Van Dyken later offered to send Dickman to a four-year pipefitting apprenticeship program through the ABC/WMC, which he accepted.
Dickman said the school gave him a general knowledge of the trade, and then expanded on that general knowledge with detail.
“We learned various aspects of pipe fitting, from some welding to some layout, to blueprint reading,” he explained. “It reinforced some of the stuff that we were learning in the field. I think all that book knowledge can be good, but for me, it needed to be applied in the field, so one built off the other.”
Dickman said a trade-type apprenticeship program was useful to him because of the hands-on type learning it provides, as opposed to an academic setting, like a college or university. He said most of the people who work for Van Dyken have a hands-on style of learning.
After graduating the program as a journeyman pipefitter, Dickman went on to work on HVAC, piping and welding projects for big-name companies including Amway, Steelcase and Perrigo.

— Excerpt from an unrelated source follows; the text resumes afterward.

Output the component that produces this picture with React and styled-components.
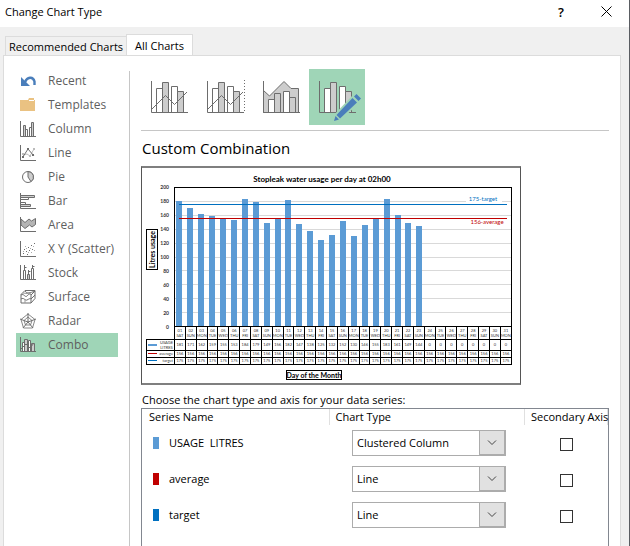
import { useState } from "react"
import styled, { createGlobalStyle } from "styled-components"

const GlobalStyle = createGlobalStyle`
  * {
    box-sizing: border-box;
  }
  body {
    margin: 0;
    background: #f0f0f0;
    color: #000;
    font-family: "Open Sans", "Noto Sans", sans-serif;
    font-size: 11px;
    line-height: 16px;
  }
`

const Dialog = styled.div`
  display: flex;
  flex-direction: column;
  min-height: 100vh;
  border-right: 1px solid #5a5d62;
`

// title bar
const TitleBar = styled.header`
  display: flex;
  align-items: center;
  height: 27px;
  padding: 0 15px 4px 5px;
  background: #fff;
`

const Title = styled.h1`
  flex: 1;
  margin: 0;
  font-size: 11px;
  font-weight: 400;
`

const WindowButton = styled.button`
  display: flex;
  align-items: center;
  justify-content: center;
  width: 16px;
  height: 16px;
  margin-left: 29px;
  padding: 0;
  border: 0;
  background: none;
  color: #000;
  font: inherit;
  font-size: 13px;
  font-weight: 600;
`

// tabs
const TabBar = styled.div`
  display: flex;
  align-items: flex-end;
  padding: 7px 5px 0;
`

const Tab = styled.button`
  height: ${(p) => (p.$active ? "22px" : "19px")};
  margin-bottom: ${(p) => (p.$active ? "-1px" : "0")};
  padding: ${(p) => (p.$active ? "0 8px" : "2px 3px 0")};
  border: 1px solid #dcdcdc;
  border-bottom: 0;
  border-right-width: ${(p) => (p.$active ? "1px" : "0")};
  background: ${(p) => (p.$active ? "#fff" : "#f0f0f0")};
  color: #000;
  font: inherit;
  line-height: 16px;
  white-space: nowrap;
`

const Panel = styled.div`
  display: flex;
  flex: 1;
  margin: 0 8px 0 3px;
  border: 1px solid #dcdcdc;
  border-bottom: 0;
  background: #fff;
`

// left category list
const Sidebar = styled.nav`
  flex: none;
  width: 126px;
  margin-top: 15px;
  padding: 0 11px 0 12px;
  border-right: 1px solid #c6c6c6;
`

const CategoryList = styled.div`
  margin-top: -2px;
`

const Category = styled.button`
  display: flex;
  align-items: center;
  gap: 12px;
  width: 100%;
  height: 24px;
  padding: 0 4px;
  border: 0;
  background: ${(p) => (p.$active ? "#9fd5b7" : "transparent")};
  color: #5f5f5f;
  font: inherit;
  font-size: 12px;
  white-space: nowrap;

  svg {
    flex: none;
  }
`

const Main = styled.main`
  display: flex;
  flex: 1;
  flex-direction: column;
  min-width: 0;
  padding: 13px 11px 0;
`

const Subtypes = styled.div`
  display: flex;
  padding-bottom: 5px;
  border-bottom: 1px solid #c6c6c6;
`

const Subtype = styled.button`
  width: 56px;
  height: 56px;
  padding: 0;
  border: 0;
  background: ${(p) => (p.$active ? "#9fd5b7" : "transparent")};

  svg {
    display: block;
  }
`

const Heading = styled.h2`
  margin: 6px 0 7px 1px;
  font-size: 15px;
  font-weight: 400;
  line-height: 22px;
`

// chart preview
const Preview = styled.figure`
  width: 100%;
  max-width: 380px;
  height: 219px;
  margin: 0;
  padding: 6px 8px 0 4px;
  border: 1px solid #555;
  border-top: 2px solid #7f7f7f;
  border-bottom: 2px solid #7f7f7f;
  font-family: Lato, sans-serif;
  font-weight: 700;
`

const ChartTitle = styled.figcaption`
  margin-bottom: 3px;
  padding-right: 14px;
  font-size: 8px;
  line-height: 10px;
  text-align: center;
`

const Plot = styled.div`
  display: flex;
  height: 140px;
`

const AxisTitle = styled.span`
  align-self: ${(p) => (p.$vertical ? "flex-end" : "auto")};
  width: ${(p) => (p.$vertical ? "12px" : "auto")};
  margin: ${(p) => (p.$vertical ? "0 0 57px 0" : "0")};
  padding: ${(p) => (p.$vertical ? "1px 0" : "0")};
  border: 1px solid #000;
  writing-mode: ${(p) => (p.$vertical ? "vertical-rl" : "horizontal-tb")};
  transform: ${(p) => (p.$vertical ? "rotate(180deg)" : "none")};
  font-size: 7px;
  line-height: ${(p) => (p.$vertical ? "10px" : "8px")};
  white-space: nowrap;
`

const Ticks = styled.div`
  display: flex;
  flex-direction: column;
  justify-content: space-between;
  width: 11px;
  margin: -3px 5px -3px 0;
  color: #333;
  font-size: 5px;
  line-height: 6px;
  text-align: right;
`

const PlotArea = styled.svg`
  flex: 1;
  min-width: 0;
  height: 140px;
`

const DataTable = styled.table`
  width: 100%;
  border-collapse: collapse;
  table-layout: fixed;
  color: #333;
  font-size: 4px;
  line-height: 5px;
  text-align: center;

  th,
  td {
    height: 7px;
    padding: 0;
    border: 1px solid #000;
    font-weight: 400;
    overflow: hidden;
  }
  thead th {
    height: 12px;
    border-top: 0;
  }
  thead td {
    width: 28px;
    border: 0;
  }
  tbody tr:first-child > * {
    height: 11px;
  }
`

const LegendKey = styled.span`
  display: flex;
  align-items: center;
  justify-content: space-between;
  padding: 0 1px;

  &::before {
    content: "";
    width: 9px;
    height: ${(p) => (p.$bar ? "2px" : "1px")};
    background: ${(p) => p.$color};
  }
`

const AxisFooter = styled.div`
  display: flex;
  justify-content: center;
  margin-top: 5px;
  padding-right: 30px;
`

// series grid
const SeriesLabel = styled.p`
  margin: 7px 0 0 1px;
`

const SeriesBox = styled.div`
  flex: 1;
  border: 1px solid #828790;
  border-bottom: 0;
`

const SeriesTable = styled.table`
  width: 100%;
  border-collapse: collapse;
  table-layout: fixed;

  th {
    height: 16px;
    padding: 0 0 0 7px;
    border-right: 1px solid #e0e0e0;
    font-weight: 400;
    text-align: left;
    white-space: nowrap;
  }
  th:nth-child(2) {
    width: 42%;
    padding-left: 6px;
  }
  th:nth-child(3) {
    width: 83px;
    padding-left: 6px;
  }
  td {
    height: 36px;
    padding: 0;
  }
  td:nth-child(2) {
    padding-left: 23px;
  }
  td:nth-child(3) {
    text-align: center;
  }
`

const SeriesName = styled.span`
  display: flex;
  align-items: center;
  gap: 10px;
  padding-left: 11px;
  white-space: pre;

  &::before {
    content: "";
    width: 6px;
    height: 12px;
    background: ${(p) => p.$color};
  }
`

const SelectWrap = styled.div`
  display: grid;
  grid-template-columns: 1fr 27px;
  width: 154px;
  height: 26px;

  select {
    grid-area: 1 / 1 / 2 / 3;
    padding: 0 30px 0 4px;
    border: 1px solid #acacac;
    border-radius: 0;
    background: #fff;
    color: #000;
    font: inherit;
    appearance: none;
  }
`

const Arrow = styled.span`
  display: flex;
  align-items: center;
  justify-content: center;
  grid-area: 1 / 2 / 2 / 3;
  border: 1px solid #acacac;
  border-right-width: 2px;
  border-bottom-width: 2px;
  background: #e1e1e1;
  pointer-events: none;
`

const Check = styled.input`
  display: inline-block;
  width: 13px;
  height: 13px;
  margin: 0;
  border: 1px solid #333;
  background: #fff;
  appearance: none;
  vertical-align: middle;

  &:checked {
    background: #333;
    box-shadow: inset 0 0 0 2px #fff;
  }
`

const GRAY = "#6d6d6d"
const SOFT = "#cdcdcd"

const icons = {
  Recent: (
    <>
      <path d="M1 4v9h9z" fill="#4a7ebb" />
      <path d="M5 9C7 4 13 3 14.500 8.500V12" fill="none" stroke="#4a7ebb" strokeWidth="2.400" />
    </>
  ),
  Templates: (
    <>
      <path d="M0 3h8l1-2h5v2h1v11H0z" fill="#eac282" />
      <path d="M9 3.500h5" stroke="#fff" />
    </>
  ),
  Column: (
    <g fill="none" stroke={GRAY}>
      <path d="M.5 0v15.500H16M3.500 15V4.500h2V15M5.500 8.500h2V15M9.500 15V6.500h2M11.500 15V1.500h2V15" />
      <path d="M4.500 5v10M12.500 2v13" stroke={SOFT} />
    </g>
  ),
  Line: (
    <g fill="none" stroke={GRAY}>
      <path d="M.5 0v15.500H16" />
      <path d="M3 10l4-1 3 2 4-7" stroke="#bbb" />
      <path d="M2.500 12.500L8 4l6 7" />
      <path d="M2 11h2v2H2zM7 3h2v2H7zM12 9h2v2h-2z" fill={GRAY} stroke="none" />
      <path d="M2 8h2v2H2zM9 10h2v2H9zM13 3h2v2h-2z" fill="#bbb" stroke="none" />
    </g>
  ),
  Pie: (
    <g stroke={GRAY}>
      <circle cx="8" cy="8" r="5.500" fill="#fff" />
      <path d="M8 8V2.500A5.500 5.500 0 0 1 11 12.600z" fill={SOFT} />
    </g>
  ),
  Bar: (
    <g fill="#fff" stroke={GRAY}>
      <path d="M.5 0v15.500H16" fill="none" />
      <path d="M.5 2.500h14v2H.5z" fill={SOFT} />
      <path d="M.5 4.500h8v2h-8zM.5 9.500h5v2h-5z" />
      <path d="M.5 11.500h10v2H.5z" fill={SOFT} />
    </g>
  ),
  Area: (
    <g stroke={GRAY}>
      <path d="M1 2l4 3.500L9 2l2.500 2L15.500 1.500v6L12 10l-2.500-2L5 11.500 1 8z" fill="#b5b5b5" />
      <path d="M.5 0v14.500H16" fill="none" />
    </g>
  ),
  "X Y (Scatter)": (
    <>
      <path d="M.5 0v15.500H16" fill="none" stroke={GRAY} />
      <path d="M3 12h1v1H3zM4 8h1v1H4zM6 10h1v1H6zM8 6h1v1H8zM9 9h1v1H9zM11 4h1v1h-1zM12 8h1v1h-1zM14 2h1v1h-1zM7 13h1v1H7z" fill={GRAY} />
      <path d="M5 5h1v1H5zM3 10h1v1H3zM8 11h1v1H8zM11 11h1v1h-1zM13 5h1v1h-1zM10 7h1v1h-1zM14 9h1v1h-1zM6 7h1v1H6z" fill="#aaa" />
    </>
  ),
  Stock: (
    <g fill="#fff" stroke={GRAY}>
      <path d="M.5 0v14.500H16" fill="none" />
      <path d="M4.500 0v5M8.500 5v5M12.500 0v3M4.500 2.500h2M8.500 6.500h2M12.500 1.500h2" fill="none" />
      <path d="M3.500 5.500h2v9h-2zM11.500 3.500h2v11h-2z" />
      <path d="M7.500 9.500h2v5h-2z" fill={SOFT} />
    </g>
  ),
  Surface: (
    <g fill="none" stroke={GRAY}>
      <path d="M1 5.500L5 1.500h10v8l-4 4.500H1z" fill="#fff" />
      <path d="M1 6c3-2 4 3 6 1s3-3 4-1l4-4M11 14V6M1 10c3-2 4 2 6 1s3-2 4-1l4-4M5 2c2 3 5 2 10 0" />
      <path d="M5 14v-4M3 4l8 1" stroke="#999" />
    </g>
  ),
  Radar: (
    <g fill="none" stroke="#888">
      <path d="M8 1l7 5.500L12.500 15h-9L1 6.500z" />
      <path d="M8 4l4 3.500-1.500 4.500h-5L4 7.500z" />
      <path d="M8 0v9M0 6l8 3 8-3M8 9l-5 6M8 9l5 6" stroke={GRAY} />
    </g>
  ),
  Combo: (
    <g fill="#fff" stroke={GRAY}>
      <path d="M2.500 5.500h2v9h-2zM8.500 3.500h2v11h-2z" />
      <path d="M4.500 2.500h3v12h-3zM11.500 6.500h3v8h-3z" fill={SOFT} />
      <path d="M.5 0v14.500H16M1 12l5-5 4 4 4-5" fill="none" />
    </g>
  ),
}

const Axes = () => <path d="M10.500 12v31.500H47" fill="none" stroke={GRAY} />

const Columns = () => (
  <g stroke={GRAY}>
    <path d="M15.500 19.500h6v24h-6zM30.500 17.500h6v26h-6z" fill="#fff" />
    <path d="M21.500 13.500h6v30h-6zM36.500 22.500h6v21h-6z" fill={SOFT} />
  </g>
)

const subtypes = [
  {
    name: "Clustered Column - Line",
    art: (
      <>
        <Columns />
        <Axes />
        <path d="M11 40l13.500-13.500 9 9L46 23" fill="none" stroke={GRAY} />
      </>
    ),
  },
  {
    name: "Clustered Column - Line on Secondary Axis",
    art: (
      <>
        <Columns />
        <Axes />
        <path d="M11 40l13.500-13.500 9 9L46 23" fill="none" stroke={GRAY} />
        <path d="M47.500 11v33" stroke={GRAY} strokeDasharray="1 2" />
      </>
    ),
  },
  {
    name: "Stacked Area - Clustered Column",
    art: (
      <g stroke={GRAY}>
        <path d="M10.500 21.500l6 5.500L31 12.500l7 7h7.500v24h-35z" fill={SOFT} />
        <path d="M15.500 30.500h6v13h-6zM30.500 22.500h6v21h-6z" fill="#fff" />
        <path d="M21.500 24.500h6v19h-6zM36.500 28.500h6v15h-6z" fill={SOFT} />
        <Axes />
      </g>
    ),
  },
  {
    name: "Custom Combination",
    art: (
      <>
        <Columns />
        <Axes />
        <path d="M25 52l1-5 19-20 3-3 5 5-3 3-20 19z" fill="#9fd5b7" stroke="#9fd5b7" strokeWidth="3" />
        <path d="M25 52l1.500-5 3.500 3.500zM27.500 46L43.500 29l4.500 4.500L31 49.500zM45 27.500l2.500-2.500 4.500 4.500-2.500 2.500z" fill="#4a7ebb" />
      </>
    ),
  },
]

const usage = [
  181, 171, 162, 159, 155, 153, 184, 179, 149, 156, 182, 147, 138, 125, 132, 152,
  130, 146, 155, 183, 161, 149, 144, 0, 0, 0, 0, 0, 0, 0, 0,
]
const weekdays = ["SAT", "SUN", "MON", "TUE", "WED", "THU", "FRI"]
const ticks = [200, 180, 160, 140, 120, 100, 80, 60, 40, 20, 0]

const series = [
  { name: "USAGE  LITRES", type: "Clustered Column", color: "#5b9bd5" },
  { name: "average", type: "Line", color: "#c00000" },
  { name: "target", type: "Line", color: "#0070c0" },
]

const WIDTH = 338
const STEP = WIDTH / usage.length
const toY = (value) => 139.5 - (value / 200) * 139

function UsageChart() {
  return (
    <Preview>
      <ChartTitle>Stopleak water usage per day at 02h00</ChartTitle>
      <Plot>
        <AxisTitle $vertical>Litres usage</AxisTitle>
        <Ticks>
          {ticks.map((tick) => (
            <span key={tick}>{tick}</span>
          ))}
        </Ticks>
        <PlotArea viewBox={`0 0 ${WIDTH} 140`} preserveAspectRatio="none">
          <g shapeRendering="crispEdges">
            {ticks.map((tick) => (
              <path key={tick} d={`M0 ${toY(tick)}H${WIDTH}`} stroke="#d9d9d9" />
            ))}
            {usage.map((value, i) => (
              <rect
                key={i}
                x={(i + 0.5) * STEP - 3}
                y={toY(value)}
                width="6"
                height={139.5 - toY(value)}
                fill="#5b9bd5"
              />
            ))}
            <path d={`M5 ${toY(175)}H333`} stroke="#0070c0" />
            <path d={`M5 ${toY(156)}H333`} stroke="#c00000" />
            <rect x="292" y="8" width="36" height="7" fill="#fff" />
            <path d={`M.5 .5H${WIDTH - 0.5}V139.500H.5z`} fill="none" stroke="#000" />
          </g>
          <g fontSize="6" fontWeight="400" textAnchor="middle">
            <text x="309" y="14" fill="#0070c0">175-target</text>
            <text x="313" y="37" fill="#c00000">156-average</text>
          </g>
        </PlotArea>
      </Plot>
      <DataTable>
        <thead>
          <tr>
            <td />
            {usage.map((_, i) => (
              <th key={i} scope="col">
                {String(i + 1).padStart(2, "0")}
                <br />
                {weekdays[i % 7]}
              </th>
            ))}
          </tr>
        </thead>
        <tbody>
          <tr>
            <th scope="row">
              <LegendKey $color="#5b9bd5" $bar>
                USAGE
                <br />
                LITRES
              </LegendKey>
            </th>
            {usage.map((value, i) => (
              <td key={i}>{value}</td>
            ))}
          </tr>
          <tr>
            <th scope="row">
              <LegendKey $color="#c00000">average</LegendKey>
            </th>
            {usage.map((_, i) => (
              <td key={i}>156</td>
            ))}
          </tr>
          <tr>
            <th scope="row">
              <LegendKey $color="#0070c0">target</LegendKey>
            </th>
            {usage.map((_, i) => (
              <td key={i}>175</td>
            ))}
          </tr>
        </tbody>
      </DataTable>
      <AxisFooter>
        <AxisTitle>Day of the Month</AxisTitle>
      </AxisFooter>
    </Preview>
  )
}

export default function App() {
  const [category, setCategory] = useState("Combo")
  const [subtype, setSubtype] = useState(3)

  return (
    <Dialog>
      <GlobalStyle />
      <TitleBar>
        <Title>Change Chart Type</Title>
        <WindowButton aria-label="Help">?</WindowButton>
        <WindowButton aria-label="Close">
          <svg width="11" height="11" viewBox="0 0 11 11">
            <path d="M.5 .5l10 10M10.500 .5l-10 10" stroke="#000" />
          </svg>
        </WindowButton>
      </TitleBar>
      <TabBar role="tablist">
        <Tab role="tab" aria-selected="false">Recommended Charts</Tab>
        <Tab role="tab" aria-selected="true" $active>All Charts</Tab>
      </TabBar>
      <Panel>
        <Sidebar>
          <CategoryList>
            {Object.keys(icons).map((name) => (
              <Category key={name} $active={name === category} onClick={() => setCategory(name)}>
                <svg width="16" height="16" viewBox="0 0 16 16">{icons[name]}</svg>
                {name}
              </Category>
            ))}
          </CategoryList>
        </Sidebar>
        <Main>
          <Subtypes>
            {subtypes.map((item, i) => (
              <Subtype key={item.name} aria-label={item.name} $active={i === subtype} onClick={() => setSubtype(i)}>
                <svg width="56" height="56" viewBox="0 0 56 56">{item.art}</svg>
              </Subtype>
            ))}
          </Subtypes>
          <Heading>{subtypes[subtype].name}</Heading>
          <UsageChart />
          <SeriesLabel>Choose the chart type and axis for your data series:</SeriesLabel>
          <SeriesBox>
            <SeriesTable>
              <thead>
                <tr>
                  <th scope="col">Series Name</th>
                  <th scope="col">Chart Type</th>
                  <th scope="col">Secondary Axis</th>
                </tr>
              </thead>
              <tbody>
                {series.map((item) => (
                  <tr key={item.name}>
                    <td>
                      <SeriesName $color={item.color}>{item.name}</SeriesName>
                    </td>
                    <td>
                      <SelectWrap>
                        <select aria-label={`Chart type for ${item.name}`} defaultValue={item.type}>
                          <option>Clustered Column</option>
                          <option>Line</option>
                        </select>
                        <Arrow>
                          <svg width="10" height="6" viewBox="0 0 10 6">
                            <path d="M1 .5l4 4 4-4" fill="none" stroke="#444" />
                          </svg>
                        </Arrow>
                      </SelectWrap>
                    </td>
                    <td>
                      <Check type="checkbox" aria-label={`Secondary axis for ${item.name}`} />
                    </td>
                  </tr>
                ))}
              </tbody>
            </SeriesTable>
          </SeriesBox>
        </Main>
      </Panel>
    </Dialog>
  )
}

“I’ve been fortunate,” he said. “That’s one of the cool things about this is that we see so many different unique places. We’re blessed to work for a company that gives us the exposure to work in all those unique places.”
With some of that specialized knowledge under his belt, he also obtained a small measure of leadership, usually running small portions of a job with a few workers underneath him.
As he grew more experienced in his trade, he became responsible for bigger portions of the projects. As a project foreman, he oversaw various projects at Perrigo, which has been the main company with which he was involved for the past 10 years.
As a leader, Dickman said he does his best to lead by example. He also emphasized the importance of the leaders in his life who invested in him and imparted their knowledge on him.
“To get to that, it’s not just what I do or have done,” he said. “It comes back to having people who have taught you what you know. The people who have invested in me at Van Dyken that have imparted some of their knowledge.”
Dickman said he also has a responsibility of teaching others. In a leadership position, it’s important for him to have strong workers under him, as well as to be able to communicate well with them.
“A title doesn’t necessarily equate whether that’s what you are or not,” he said. “We get lots of our young guys that get certified to weld, and we usually tell them, ‘OK, you passed the test to be a certified welder, but you’re not a welder until you can actually do it on your own.’”
Dickman boasts of a “core group” of repeat customers. While the company is pursuing other customers outside of its regulars, about 80 percent of its contracts come from repeat clients, according to company data.
Now serving as project supervisor for the past four years, Dickman said his role as a leader also has challenged him to develop his organizational and people skills.
“Your BS detector starts to get honed in on this,” he said, “from the jobs you’re working on to the people you’re working with. Sometimes, you can be expecting an equipment delivery, and you’ll get five excuses, but no reason for it (being late). Then there’s some of the reasons you get for why people aren’t at work, on time or at all.”
Dickman added he also is fortunate to have had a father who instilled a quality work ethic in him since he was young. He said he is grateful to have been given the experience that propelled him into his career as well as the personal values, such as honesty and integrity.
“That’s just the power of our word. If we say we’re going to do it, that’s what we need to do,” he said. “It’s not, ‘If it works out, we’re going to do it.’ We follow through.”
Joe VanDenBerg, sales and marketing manager for Van Dyken, said Dickman’s level of integrity and dedication is widely recognized by the people who have worked with him.
“He makes everybody around him a better person with how humble he is and how he goes about business in general and in life,” VanDenBerg said. “He does what he says he’s going to do.”
When Dickman was honored at the Excellence in Construction Awards in September, VanDenBerg said he had high-level executives from other companies congratulating him just for having Dickman as a part of the team.
“It feels good because of the way Jeff is with the team because he grows your team, and you have a model for how you want your employees to act with different people,” VanDenBerg said. “I’ve had people say, ‘I do this now because Jeff does it — the way he treats people, the way he say’s what he’s going to do.”
Dickman added it’s important for him to treat people with respect whether it’s their first day on the job or if they’re about to retire.
“It’s a firm respect,” Dickman said. “We don’t let people walk over us.”
“He goes the extra mile to make sure the person at the bottom is getting trained as much as the guy at the top,” VanDenBerg said, “because everybody learns every day — the guy who’s been here 40 years can learn something from a new kid even — that’s what we need more of, and that’s how I feel Jeff is.”
Going forward, Dickman said his goals are to continue to fine tune his skills and prepare for movement into more of an executive position. Not content to “ride out” where he’s at, he said he’s open for whatever opportunities his company has for him.